**Task description**
Your task is to write out only the lines running from the line with "Write the React, TypeScript" to the line with "ChevronUp, Menu, Plus", both ends kept, with no images.

**Dataset records**
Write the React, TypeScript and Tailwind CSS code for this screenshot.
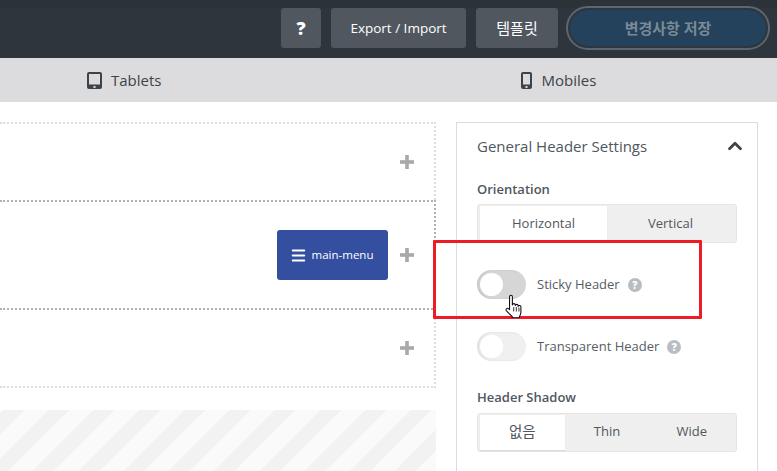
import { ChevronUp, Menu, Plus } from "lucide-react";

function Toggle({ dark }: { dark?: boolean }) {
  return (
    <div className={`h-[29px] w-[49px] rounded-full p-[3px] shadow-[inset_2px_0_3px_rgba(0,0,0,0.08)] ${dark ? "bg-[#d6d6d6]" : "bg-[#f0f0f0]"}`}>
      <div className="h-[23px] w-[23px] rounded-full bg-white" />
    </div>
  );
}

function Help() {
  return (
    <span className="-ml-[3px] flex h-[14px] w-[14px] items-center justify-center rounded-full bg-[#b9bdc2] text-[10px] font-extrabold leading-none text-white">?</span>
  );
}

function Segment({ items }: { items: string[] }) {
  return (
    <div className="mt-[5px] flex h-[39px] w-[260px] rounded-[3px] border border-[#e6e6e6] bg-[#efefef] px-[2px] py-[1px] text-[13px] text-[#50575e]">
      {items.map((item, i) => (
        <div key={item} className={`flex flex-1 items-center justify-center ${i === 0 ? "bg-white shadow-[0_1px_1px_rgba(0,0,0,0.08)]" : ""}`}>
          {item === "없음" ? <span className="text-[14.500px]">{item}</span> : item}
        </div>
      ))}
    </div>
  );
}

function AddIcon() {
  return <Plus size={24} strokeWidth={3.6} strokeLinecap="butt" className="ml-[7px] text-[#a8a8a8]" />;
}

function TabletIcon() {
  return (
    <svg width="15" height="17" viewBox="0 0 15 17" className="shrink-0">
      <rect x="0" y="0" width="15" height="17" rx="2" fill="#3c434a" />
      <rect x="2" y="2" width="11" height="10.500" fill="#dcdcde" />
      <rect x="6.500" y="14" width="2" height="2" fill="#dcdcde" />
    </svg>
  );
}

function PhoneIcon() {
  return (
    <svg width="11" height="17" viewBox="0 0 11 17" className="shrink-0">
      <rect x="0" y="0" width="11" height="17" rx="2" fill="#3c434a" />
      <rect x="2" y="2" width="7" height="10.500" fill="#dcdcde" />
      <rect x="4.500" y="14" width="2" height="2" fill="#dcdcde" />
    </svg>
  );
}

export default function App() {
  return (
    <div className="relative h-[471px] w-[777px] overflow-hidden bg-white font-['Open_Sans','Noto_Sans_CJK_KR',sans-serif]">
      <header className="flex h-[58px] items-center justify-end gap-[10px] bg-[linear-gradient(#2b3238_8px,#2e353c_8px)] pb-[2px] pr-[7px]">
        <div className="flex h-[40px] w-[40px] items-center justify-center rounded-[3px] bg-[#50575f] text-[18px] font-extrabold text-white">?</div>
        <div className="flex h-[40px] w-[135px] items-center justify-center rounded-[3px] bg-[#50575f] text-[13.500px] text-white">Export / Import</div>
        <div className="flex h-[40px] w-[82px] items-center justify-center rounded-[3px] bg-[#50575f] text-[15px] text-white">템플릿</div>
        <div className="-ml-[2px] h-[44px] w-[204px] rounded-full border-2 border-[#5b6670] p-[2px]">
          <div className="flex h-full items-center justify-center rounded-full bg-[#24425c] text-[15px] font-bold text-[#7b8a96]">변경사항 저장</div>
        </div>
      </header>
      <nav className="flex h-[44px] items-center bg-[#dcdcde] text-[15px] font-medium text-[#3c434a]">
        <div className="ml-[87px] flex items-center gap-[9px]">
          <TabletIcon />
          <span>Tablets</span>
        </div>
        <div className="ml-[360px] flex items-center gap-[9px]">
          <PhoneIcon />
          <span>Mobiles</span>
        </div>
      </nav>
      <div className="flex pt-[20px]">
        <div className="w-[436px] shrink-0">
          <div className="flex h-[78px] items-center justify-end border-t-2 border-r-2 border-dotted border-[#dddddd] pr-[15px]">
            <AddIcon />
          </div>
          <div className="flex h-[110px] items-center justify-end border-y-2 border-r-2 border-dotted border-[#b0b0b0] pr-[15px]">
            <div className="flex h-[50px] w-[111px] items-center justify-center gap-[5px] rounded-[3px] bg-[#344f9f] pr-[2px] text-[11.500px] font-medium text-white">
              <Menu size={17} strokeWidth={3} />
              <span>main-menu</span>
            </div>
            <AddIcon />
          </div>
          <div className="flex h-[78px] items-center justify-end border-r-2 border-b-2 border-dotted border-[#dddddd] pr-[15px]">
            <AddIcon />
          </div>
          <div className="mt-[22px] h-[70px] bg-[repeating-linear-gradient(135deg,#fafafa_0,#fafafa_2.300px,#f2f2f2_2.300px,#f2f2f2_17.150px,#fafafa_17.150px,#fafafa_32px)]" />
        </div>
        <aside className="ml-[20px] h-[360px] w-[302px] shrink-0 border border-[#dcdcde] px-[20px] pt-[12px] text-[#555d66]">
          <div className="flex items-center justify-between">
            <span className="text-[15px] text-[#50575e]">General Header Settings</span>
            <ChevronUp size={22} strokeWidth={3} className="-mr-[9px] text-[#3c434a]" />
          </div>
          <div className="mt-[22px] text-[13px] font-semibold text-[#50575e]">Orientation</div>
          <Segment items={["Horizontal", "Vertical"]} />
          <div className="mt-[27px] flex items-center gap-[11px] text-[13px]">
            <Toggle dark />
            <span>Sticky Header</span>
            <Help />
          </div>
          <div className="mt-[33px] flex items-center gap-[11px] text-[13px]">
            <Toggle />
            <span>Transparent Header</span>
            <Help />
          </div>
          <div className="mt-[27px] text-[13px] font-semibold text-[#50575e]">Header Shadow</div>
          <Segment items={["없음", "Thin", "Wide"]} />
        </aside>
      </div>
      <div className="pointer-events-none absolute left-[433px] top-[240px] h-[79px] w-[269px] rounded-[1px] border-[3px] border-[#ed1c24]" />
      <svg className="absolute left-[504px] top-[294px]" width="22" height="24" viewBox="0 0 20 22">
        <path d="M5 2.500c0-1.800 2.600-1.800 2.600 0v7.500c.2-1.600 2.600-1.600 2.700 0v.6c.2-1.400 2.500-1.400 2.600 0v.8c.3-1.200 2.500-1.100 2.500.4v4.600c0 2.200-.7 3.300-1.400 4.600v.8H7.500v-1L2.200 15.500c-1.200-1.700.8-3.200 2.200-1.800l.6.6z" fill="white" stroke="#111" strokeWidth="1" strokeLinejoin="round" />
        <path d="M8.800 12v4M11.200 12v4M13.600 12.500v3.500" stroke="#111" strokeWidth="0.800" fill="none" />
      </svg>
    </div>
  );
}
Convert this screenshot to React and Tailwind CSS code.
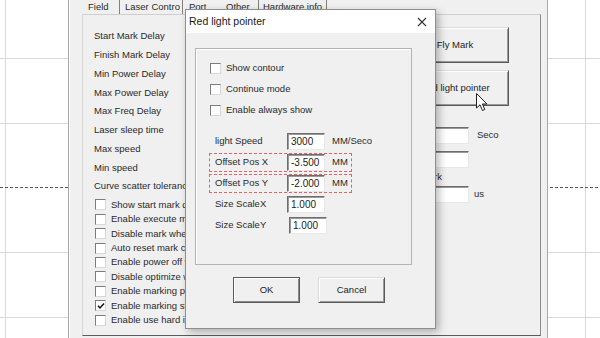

---

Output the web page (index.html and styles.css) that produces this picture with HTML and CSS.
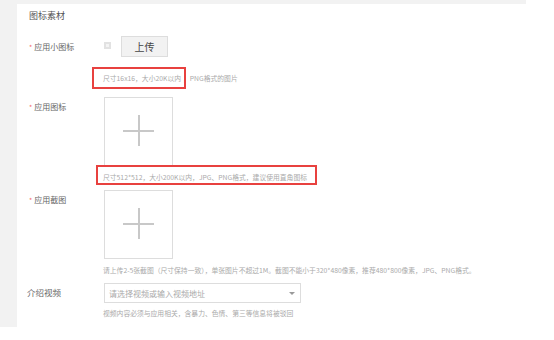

**Solved problem**
Write the React, TypeScript and Tailwind CSS code for this screenshot.
import { ChevronUp, Menu, Plus } from "lucide-react";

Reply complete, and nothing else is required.